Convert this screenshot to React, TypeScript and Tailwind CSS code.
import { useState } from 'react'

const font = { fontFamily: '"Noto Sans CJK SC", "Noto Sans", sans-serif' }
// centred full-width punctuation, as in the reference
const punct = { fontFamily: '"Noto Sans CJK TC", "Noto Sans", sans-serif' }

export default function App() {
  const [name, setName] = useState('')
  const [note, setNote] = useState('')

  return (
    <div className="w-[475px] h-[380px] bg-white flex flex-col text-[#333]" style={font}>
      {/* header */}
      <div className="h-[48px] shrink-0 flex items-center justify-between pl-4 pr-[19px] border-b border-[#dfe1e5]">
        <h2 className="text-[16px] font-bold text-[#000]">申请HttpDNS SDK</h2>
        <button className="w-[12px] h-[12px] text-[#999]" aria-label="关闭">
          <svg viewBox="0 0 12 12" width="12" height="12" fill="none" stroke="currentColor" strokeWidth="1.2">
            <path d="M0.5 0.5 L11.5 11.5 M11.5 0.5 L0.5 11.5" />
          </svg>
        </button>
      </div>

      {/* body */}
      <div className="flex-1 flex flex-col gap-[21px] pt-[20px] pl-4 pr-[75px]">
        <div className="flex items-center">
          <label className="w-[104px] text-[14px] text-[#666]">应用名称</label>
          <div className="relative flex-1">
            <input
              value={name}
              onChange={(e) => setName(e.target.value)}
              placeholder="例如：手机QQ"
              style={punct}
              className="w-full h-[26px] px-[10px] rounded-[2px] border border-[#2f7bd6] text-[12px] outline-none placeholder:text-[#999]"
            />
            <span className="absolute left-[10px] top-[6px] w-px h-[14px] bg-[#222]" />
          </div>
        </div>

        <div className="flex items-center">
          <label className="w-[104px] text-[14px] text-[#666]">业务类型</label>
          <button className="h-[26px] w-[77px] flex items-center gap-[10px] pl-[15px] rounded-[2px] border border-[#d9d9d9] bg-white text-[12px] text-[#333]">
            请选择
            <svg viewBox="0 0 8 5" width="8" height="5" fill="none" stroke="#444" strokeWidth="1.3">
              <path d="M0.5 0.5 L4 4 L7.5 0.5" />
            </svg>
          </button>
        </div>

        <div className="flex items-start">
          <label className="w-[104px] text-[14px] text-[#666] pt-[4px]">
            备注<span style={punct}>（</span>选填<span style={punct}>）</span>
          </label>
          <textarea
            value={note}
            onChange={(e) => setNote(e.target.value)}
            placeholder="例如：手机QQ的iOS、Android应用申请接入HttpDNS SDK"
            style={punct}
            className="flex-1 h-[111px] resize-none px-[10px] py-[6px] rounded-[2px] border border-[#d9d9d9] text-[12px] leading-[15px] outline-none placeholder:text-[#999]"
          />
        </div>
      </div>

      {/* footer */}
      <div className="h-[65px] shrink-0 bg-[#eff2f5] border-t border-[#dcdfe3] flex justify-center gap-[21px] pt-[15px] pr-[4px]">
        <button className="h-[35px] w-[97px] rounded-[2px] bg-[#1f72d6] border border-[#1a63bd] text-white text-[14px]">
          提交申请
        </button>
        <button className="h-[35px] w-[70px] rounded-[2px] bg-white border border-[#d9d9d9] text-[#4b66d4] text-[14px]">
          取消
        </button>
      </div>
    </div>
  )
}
...
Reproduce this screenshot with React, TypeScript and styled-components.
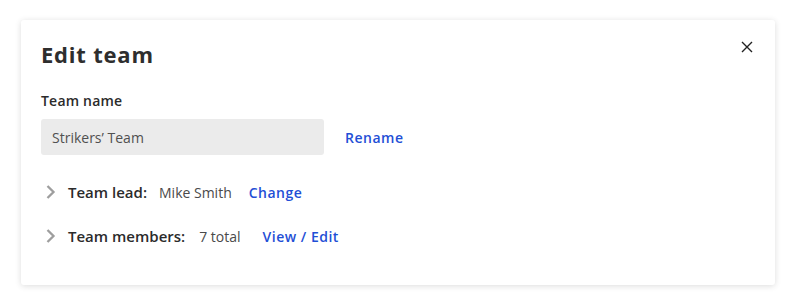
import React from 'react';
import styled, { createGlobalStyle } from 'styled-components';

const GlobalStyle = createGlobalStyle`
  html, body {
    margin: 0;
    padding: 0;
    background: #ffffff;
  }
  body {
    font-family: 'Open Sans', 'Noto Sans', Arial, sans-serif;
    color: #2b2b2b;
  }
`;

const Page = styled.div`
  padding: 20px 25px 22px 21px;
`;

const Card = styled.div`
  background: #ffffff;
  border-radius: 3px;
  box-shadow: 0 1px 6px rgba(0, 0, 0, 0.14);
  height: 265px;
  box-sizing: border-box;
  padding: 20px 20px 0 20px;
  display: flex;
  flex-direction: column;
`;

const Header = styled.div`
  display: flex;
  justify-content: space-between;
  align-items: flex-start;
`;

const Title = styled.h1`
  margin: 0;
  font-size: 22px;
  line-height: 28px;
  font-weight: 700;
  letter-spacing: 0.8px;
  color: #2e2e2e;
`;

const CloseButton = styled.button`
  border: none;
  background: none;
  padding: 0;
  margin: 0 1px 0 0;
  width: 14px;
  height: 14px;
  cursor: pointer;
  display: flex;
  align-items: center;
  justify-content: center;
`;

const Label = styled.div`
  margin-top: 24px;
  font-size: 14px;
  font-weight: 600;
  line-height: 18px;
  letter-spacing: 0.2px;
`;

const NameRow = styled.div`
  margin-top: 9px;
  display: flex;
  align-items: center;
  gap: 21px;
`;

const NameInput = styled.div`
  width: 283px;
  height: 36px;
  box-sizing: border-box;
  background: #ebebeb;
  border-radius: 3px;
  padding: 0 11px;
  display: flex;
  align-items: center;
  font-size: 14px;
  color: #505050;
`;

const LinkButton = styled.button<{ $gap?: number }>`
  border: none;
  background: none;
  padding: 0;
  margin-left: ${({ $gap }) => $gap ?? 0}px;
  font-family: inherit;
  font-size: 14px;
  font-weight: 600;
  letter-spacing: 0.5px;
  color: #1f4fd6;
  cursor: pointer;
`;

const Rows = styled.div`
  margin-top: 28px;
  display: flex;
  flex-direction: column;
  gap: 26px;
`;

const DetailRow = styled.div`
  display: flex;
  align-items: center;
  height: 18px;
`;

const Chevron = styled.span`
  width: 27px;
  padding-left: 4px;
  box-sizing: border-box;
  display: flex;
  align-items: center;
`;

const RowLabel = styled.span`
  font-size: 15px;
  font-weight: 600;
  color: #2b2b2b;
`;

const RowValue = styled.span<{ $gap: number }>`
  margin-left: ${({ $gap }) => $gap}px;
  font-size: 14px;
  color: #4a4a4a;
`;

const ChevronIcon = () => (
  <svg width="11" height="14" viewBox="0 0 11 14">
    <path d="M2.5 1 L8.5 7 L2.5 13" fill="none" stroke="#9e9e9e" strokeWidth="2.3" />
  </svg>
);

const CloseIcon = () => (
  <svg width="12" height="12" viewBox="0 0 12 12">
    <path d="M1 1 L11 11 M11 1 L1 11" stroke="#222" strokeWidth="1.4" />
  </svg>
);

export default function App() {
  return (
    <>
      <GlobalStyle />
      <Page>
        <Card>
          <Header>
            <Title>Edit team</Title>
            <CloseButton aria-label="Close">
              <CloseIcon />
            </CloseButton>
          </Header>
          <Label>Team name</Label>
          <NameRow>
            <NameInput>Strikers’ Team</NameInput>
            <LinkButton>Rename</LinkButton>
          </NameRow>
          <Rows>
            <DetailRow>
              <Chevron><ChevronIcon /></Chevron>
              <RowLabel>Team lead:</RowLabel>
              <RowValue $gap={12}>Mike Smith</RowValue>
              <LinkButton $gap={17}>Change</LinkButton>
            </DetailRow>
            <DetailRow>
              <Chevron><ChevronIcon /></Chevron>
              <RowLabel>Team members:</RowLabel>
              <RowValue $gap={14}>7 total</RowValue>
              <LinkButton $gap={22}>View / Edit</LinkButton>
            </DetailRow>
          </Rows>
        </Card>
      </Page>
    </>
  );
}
---
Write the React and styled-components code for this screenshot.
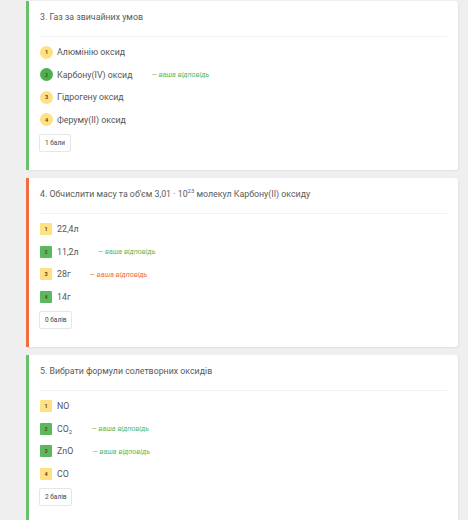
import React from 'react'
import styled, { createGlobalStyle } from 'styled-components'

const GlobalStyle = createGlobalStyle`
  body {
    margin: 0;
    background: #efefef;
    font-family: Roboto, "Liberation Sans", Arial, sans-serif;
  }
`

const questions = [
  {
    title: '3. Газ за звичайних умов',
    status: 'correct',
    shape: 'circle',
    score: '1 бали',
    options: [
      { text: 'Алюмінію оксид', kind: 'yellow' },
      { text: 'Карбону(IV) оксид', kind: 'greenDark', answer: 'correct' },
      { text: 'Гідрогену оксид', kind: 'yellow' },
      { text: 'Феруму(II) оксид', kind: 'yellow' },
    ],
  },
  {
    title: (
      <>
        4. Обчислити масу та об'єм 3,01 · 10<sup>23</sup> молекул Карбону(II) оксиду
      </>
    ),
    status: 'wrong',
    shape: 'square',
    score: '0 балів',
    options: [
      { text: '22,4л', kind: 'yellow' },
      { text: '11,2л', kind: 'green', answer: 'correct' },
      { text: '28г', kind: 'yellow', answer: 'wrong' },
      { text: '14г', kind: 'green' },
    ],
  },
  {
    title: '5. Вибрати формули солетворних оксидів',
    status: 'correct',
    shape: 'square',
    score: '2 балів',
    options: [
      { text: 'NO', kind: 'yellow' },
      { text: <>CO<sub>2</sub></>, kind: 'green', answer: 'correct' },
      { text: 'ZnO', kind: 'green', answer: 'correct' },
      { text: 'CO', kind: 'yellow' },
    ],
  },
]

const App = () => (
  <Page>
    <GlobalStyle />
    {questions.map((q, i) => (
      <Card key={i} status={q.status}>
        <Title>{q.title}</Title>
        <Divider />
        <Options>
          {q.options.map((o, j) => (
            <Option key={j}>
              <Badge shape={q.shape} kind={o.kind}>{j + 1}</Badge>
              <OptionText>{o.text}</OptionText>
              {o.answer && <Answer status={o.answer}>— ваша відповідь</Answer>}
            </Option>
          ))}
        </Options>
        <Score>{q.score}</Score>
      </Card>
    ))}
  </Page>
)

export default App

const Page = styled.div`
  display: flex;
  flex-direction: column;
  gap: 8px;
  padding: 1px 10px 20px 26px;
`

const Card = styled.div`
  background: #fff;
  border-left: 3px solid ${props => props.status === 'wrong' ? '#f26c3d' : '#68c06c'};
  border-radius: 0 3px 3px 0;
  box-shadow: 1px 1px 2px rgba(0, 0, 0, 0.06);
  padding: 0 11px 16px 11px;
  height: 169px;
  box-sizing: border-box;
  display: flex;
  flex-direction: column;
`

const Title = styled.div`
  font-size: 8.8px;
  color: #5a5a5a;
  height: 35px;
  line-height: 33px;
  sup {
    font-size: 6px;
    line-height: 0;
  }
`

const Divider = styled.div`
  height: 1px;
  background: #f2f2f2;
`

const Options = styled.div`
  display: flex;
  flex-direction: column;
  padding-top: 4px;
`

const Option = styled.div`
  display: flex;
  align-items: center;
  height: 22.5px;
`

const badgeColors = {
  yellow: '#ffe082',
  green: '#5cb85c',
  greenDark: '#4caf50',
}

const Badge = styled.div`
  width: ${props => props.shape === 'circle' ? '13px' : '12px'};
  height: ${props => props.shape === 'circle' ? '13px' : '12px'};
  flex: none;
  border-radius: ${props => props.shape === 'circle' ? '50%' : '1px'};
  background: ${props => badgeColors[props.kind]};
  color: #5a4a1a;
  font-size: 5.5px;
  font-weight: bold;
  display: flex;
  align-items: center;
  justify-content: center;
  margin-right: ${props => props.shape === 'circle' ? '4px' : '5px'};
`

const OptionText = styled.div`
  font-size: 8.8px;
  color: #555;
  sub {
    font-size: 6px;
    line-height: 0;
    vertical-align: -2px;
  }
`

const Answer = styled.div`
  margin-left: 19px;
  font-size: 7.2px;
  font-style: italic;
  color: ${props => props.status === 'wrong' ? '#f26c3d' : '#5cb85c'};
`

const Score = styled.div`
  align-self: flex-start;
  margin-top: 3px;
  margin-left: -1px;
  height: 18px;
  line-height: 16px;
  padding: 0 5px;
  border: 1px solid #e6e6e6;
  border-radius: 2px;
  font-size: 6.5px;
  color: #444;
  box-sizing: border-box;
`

▸ **EXERCISE DETAILS**:
From the records above, repeat exactly the lines from the one with "Convert this screenshot" through the one with "const [note, setNote] = useState('')", both included.

▸ **RESPONSE TO THIS TASK**:
Convert this screenshot to React, TypeScript and Tailwind CSS code.
import { useState } from 'react'

const font = { fontFamily: '"Noto Sans CJK SC", "Noto Sans", sans-serif' }
// centred full-width punctuation, as in the reference
const punct = { fontFamily: '"Noto Sans CJK TC", "Noto Sans", sans-serif' }

export default function App() {
  const [name, setName] = useState('')
  const [note, setNote] = useState('')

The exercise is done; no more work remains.